Various Artists - Nicolette Larson Tribute Concert
Release Date: 2/14/2006
$18.98 Disc
Rhino 73303
Rhino

In February 1998, two months after beloved singer/songwriter Nicolette Larson passed away at the age of 45, a tight-knit family of musicians gathered in California to express their grief and celebrate the life of the friend they called "Nicci." Led by her husband -- legendary L.A. percussionist Russ Kunkel -- the tribute included moving performances by Jackson Browne, Jimmy Buffett, David Crosby, Dan Fogelberg, Carole King, Little Feat, Graham Nash, Bonnie Raitt, Linda Ronstadt, Steven Stills and Joe Walsh. Rhino Records remembers the little girl with the big voice with THE NICOLETTE LARSON TRIBUTE CONCERT.

Produced by Kunkel, Nash, and Kunkel's son, Nathaniel, THE NICOLETTE LARSON TRIBUTE CONCERT, opens with an ensemble performance of Neil Young's "Lotta Love" -- a Top Ten hit for Larson in 1979. The album closes with an ensemble performance of "You've Got A Friend" featuring King -- the song's author -- Raitt and Ronstadt, who is the godmother of Larson's daughter, Elsie May. Backed by CSN's sweet harmonies, Raitt reunited with Freebo for "Love Has No Pride" from Raitt's 1972 album Give It Up, while Emmylou Harris revisited her 1979 album, Blue Kentucky Girl, for "Even Cowgirls Get The Blues."

Other performers included on THE NICOLETTE LARSON TRIBUTE CONCERT are Dan Fogelberg, Joe Walsh, Little Feat paired with Raitt on "Cold, Cold, Cold" and Los Angeles singer/songwriter Michael Ruff, who accompanies himself on piano for "Wonderful Life." "Nicolette was always a part of this musical family," Nash says. "It is this family that now has the privilege of celebrating her wonderful life the best way we know how -- by making music."

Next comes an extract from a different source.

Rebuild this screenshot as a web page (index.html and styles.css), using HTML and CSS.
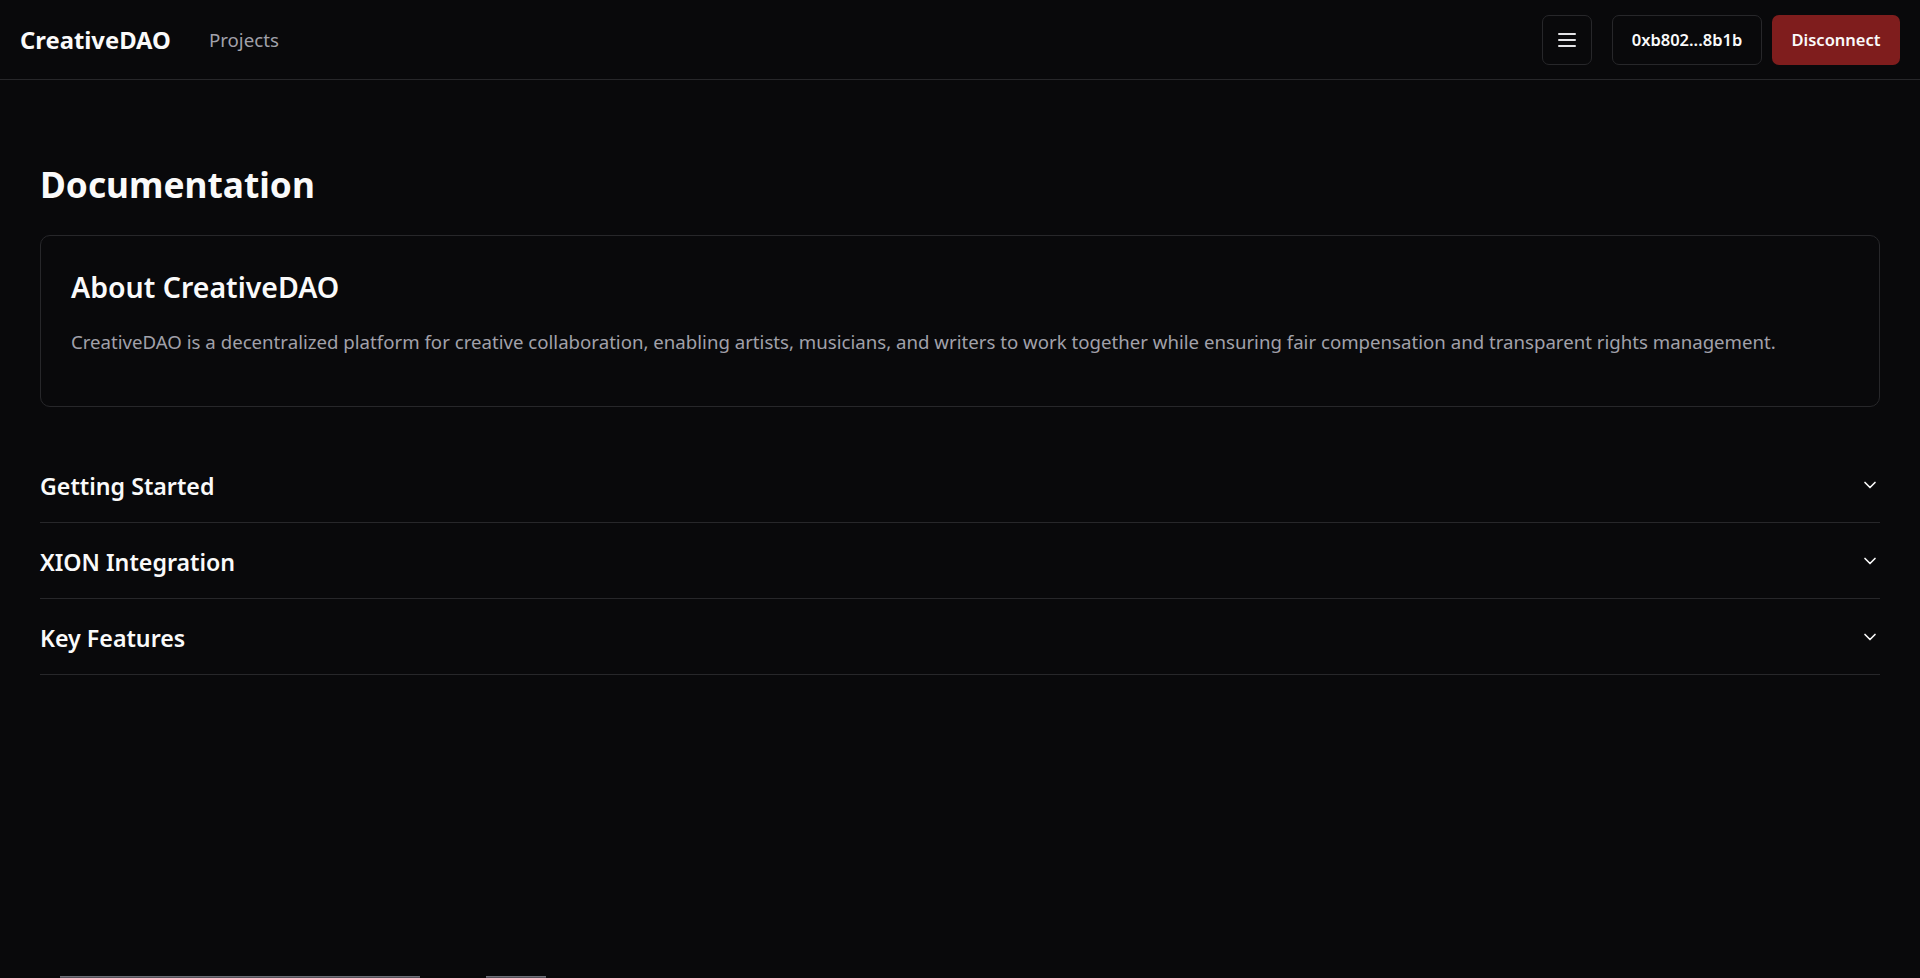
FILE: index.html
```html
<!DOCTYPE html>
<html lang="en">
<head>
    <meta charset="UTF-8">
    <meta name="viewport" content="width=device-width, initial-scale=1.0">
    <title>Documentation - CreativeDAO</title>
    <link rel="stylesheet" href="styles.css">
</head>
<body>
    <header class="topbar">
        <div class="brand-nav">
            <a class="brand" href="#">CreativeDAO</a>
            <nav class="main-nav">
                <a href="#">Projects</a>
            </nav>
        </div>
        <div class="actions">
            <button class="icon-button" aria-label="Menu">
                <svg width="24" height="24" viewBox="0 0 24 24" fill="none" stroke="currentColor" stroke-width="2" stroke-linecap="round" stroke-linejoin="round">
                    <line x1="4" y1="6" x2="20" y2="6"></line>
                    <line x1="4" y1="12" x2="20" y2="12"></line>
                    <line x1="4" y1="18" x2="20" y2="18"></line>
                </svg>
            </button>
            <div class="wallet">
                <button class="outline-button">0xb802...8b1b</button>
                <button class="danger-button">Disconnect</button>
            </div>
        </div>
    </header>

    <main class="page">
        <h1 class="page-title">Documentation</h1>

        <section class="card">
            <h2 class="card-title">About CreativeDAO</h2>
            <p class="card-text">CreativeDAO is a decentralized platform for creative collaboration, enabling artists, musicians, and writers to work together while ensuring fair compensation and transparent rights management.</p>
        </section>

        <div class="accordion">
            <div class="accordion-item">
                <button class="accordion-trigger">
                    <span>Getting Started</span>
                    <svg width="20" height="20" viewBox="0 0 24 24" fill="none" stroke="currentColor" stroke-width="2" stroke-linecap="round" stroke-linejoin="round"><path d="m6 9 6 6 6-6"></path></svg>
                </button>
            </div>
            <div class="accordion-item">
                <button class="accordion-trigger">
                    <span>XION Integration</span>
                    <svg width="20" height="20" viewBox="0 0 24 24" fill="none" stroke="currentColor" stroke-width="2" stroke-linecap="round" stroke-linejoin="round"><path d="m6 9 6 6 6-6"></path></svg>
                </button>
            </div>
            <div class="accordion-item">
                <button class="accordion-trigger">
                    <span>Key Features</span>
                    <svg width="20" height="20" viewBox="0 0 24 24" fill="none" stroke="currentColor" stroke-width="2" stroke-linecap="round" stroke-linejoin="round"><path d="m6 9 6 6 6-6"></path></svg>
                </button>
            </div>
        </div>
    </main>

    <!-- leftover scrollbars at the bottom edge -->
    <div class="scroll-strip">
        <span class="scroll-thumb wide"></span>
        <span class="scroll-thumb narrow"></span>
    </div>
</body>
</html>
```

FILE: styles.css
```css
* {
    box-sizing: border-box;
}

body {
    margin: 0;
    min-height: 100vh;
    font-family: 'Noto Sans', 'Open Sans', sans-serif;
    background-color: #09090b;
    color: #fafafa;
}

a {
    color: inherit;
    text-decoration: none;
}

button {
    font-family: inherit;
    cursor: pointer;
}

/* top bar */
.topbar {
    height: 80px;
    padding: 0 20px;
    display: flex;
    align-items: center;
    justify-content: space-between;
    border-bottom: 1px solid #27272a;
}

.brand-nav {
    display: flex;
    align-items: center;
    gap: 38px;
}

.brand {
    font-size: 23.8px;
    font-weight: 700;
}

.main-nav a {
    font-size: 18.7px;
    color: #a1a1aa;
}

.actions {
    display: flex;
    align-items: center;
    gap: 20px;
}

.wallet {
    display: flex;
    gap: 10px;
}

.icon-button,
.outline-button,
.danger-button {
    height: 50px;
    border-radius: 7px;
    font-size: 16.5px;
    font-weight: 600;
    color: #fafafa;
}

.icon-button {
    width: 50px;
    display: flex;
    align-items: center;
    justify-content: center;
    background-color: #09090b;
    border: 1px solid #27272a;
    color: #e4e4e7;
}

.outline-button {
    width: 150px;
    background-color: #09090b;
    border: 1px solid #27272a;
}

.danger-button {
    width: 128px;
    background-color: #7f1d1d;
    border: none;
}

/* content */
.page {
    padding: 82px 40px 40px;
}

.page-title {
    margin: 0 0 28px;
    font-size: 35.3px;
    line-height: 45px;
    font-weight: 700;
}

.card {
    border: 1px solid #27272a;
    border-radius: 10px;
    padding: 31px 30px 29px;
}

.card-title {
    margin: 0 0 20px;
    font-size: 28.5px;
    line-height: 40px;
    font-weight: 600;
}

.card-text {
    margin: 0 0 20px;
    font-size: 18.65px;
    line-height: 30px;
    color: #a1a1aa;
}

.accordion {
    margin-top: 40px;
}

.accordion-item {
    border-bottom: 1px solid #27272a;
}

.accordion-trigger {
    width: 100%;
    padding: 22px 0 18px;
    display: flex;
    align-items: center;
    justify-content: space-between;
    background: none;
    border: none;
    color: #fafafa;
    font-size: 23.2px;
    line-height: 35px;
    font-weight: 600;
    text-align: left;
}

.accordion-trigger svg {
    flex-shrink: 0;
    margin-top: -4px;
}

/* bottom strip */
.scroll-strip {
    position: fixed;
    left: 0;
    right: 0;
    bottom: 0;
    height: 2px;
}

.scroll-thumb {
    position: absolute;
    bottom: 0;
    height: 2px;
    background-color: #52525b;
    border-top: 1px solid #71717a;
}

.scroll-thumb.wide {
    left: 60px;
    width: 360px;
}

.scroll-thumb.narrow {
    left: 486px;
    width: 60px;
}
```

On the same release date Rhino Handmade makes available a rare concert recording of Larson previously available only on vinyl as a promotional release. NICOLETTE LARSON: LIVE AT THE ROXY captures the singer at the world-famous Sunset Strip club on December 20, 1978, around the time of her first album's release and includes performances of nine of the album's 11 tracks, including "Lotta Love," Sam Cooke's "You Send Me," Jesse Winchester's "Rhumba Girl," Holland/Dozier/Holland's "Baby, Don't You Do It," and the Bob Hilliard/Burt Bacharach classic, "Mexican Divorce."

Larson was born in Montana and attended the University of Missouri before moving to San Francisco in the early '70s. She sang back up with Linda Ronstadt -- as The Bullets -- on Neil Young's album, American Stars and Bars and later on Young's "Comes A Time." In demand for her beautiful voice, Larson worked with artists such as Hoyt Axton, Jessie Colin Young, Harris, Ronstadt, Nash, The Doobie Brothers and Commander Cody before scoring a Top Ten hit with her cover of Neil Young's, "Lotta Love." Say When, her follow-up album, helped Larson earn the Country Music Academy's "Best New Female Vocalist" award in 1984 and included her Top 10 duet with Steve Warner, "That's How You Know When Love's Right."

Two years after singing "I'd Die For This Dance" in the comedy Twins, Larson married Kunkel in 1990. Inspired by the birth of her daughter Elsie May later that year, Larson recorded an album of lullabies and children's songs in 1994 called Sleep, Baby, Sleep. She passed away in 1997 due to complications from a cerebral edema.

"A day doesn't go by where I'm not reminded of Nicci's love for children," Kunkel writes in the album's liner notes. It's fitting, he says, that proceeds from THE NICOLETTE LARSON TRIBUTE CONCERT go to the Nicolette Larson Pediatric endowment at UCLA Children's Hospital.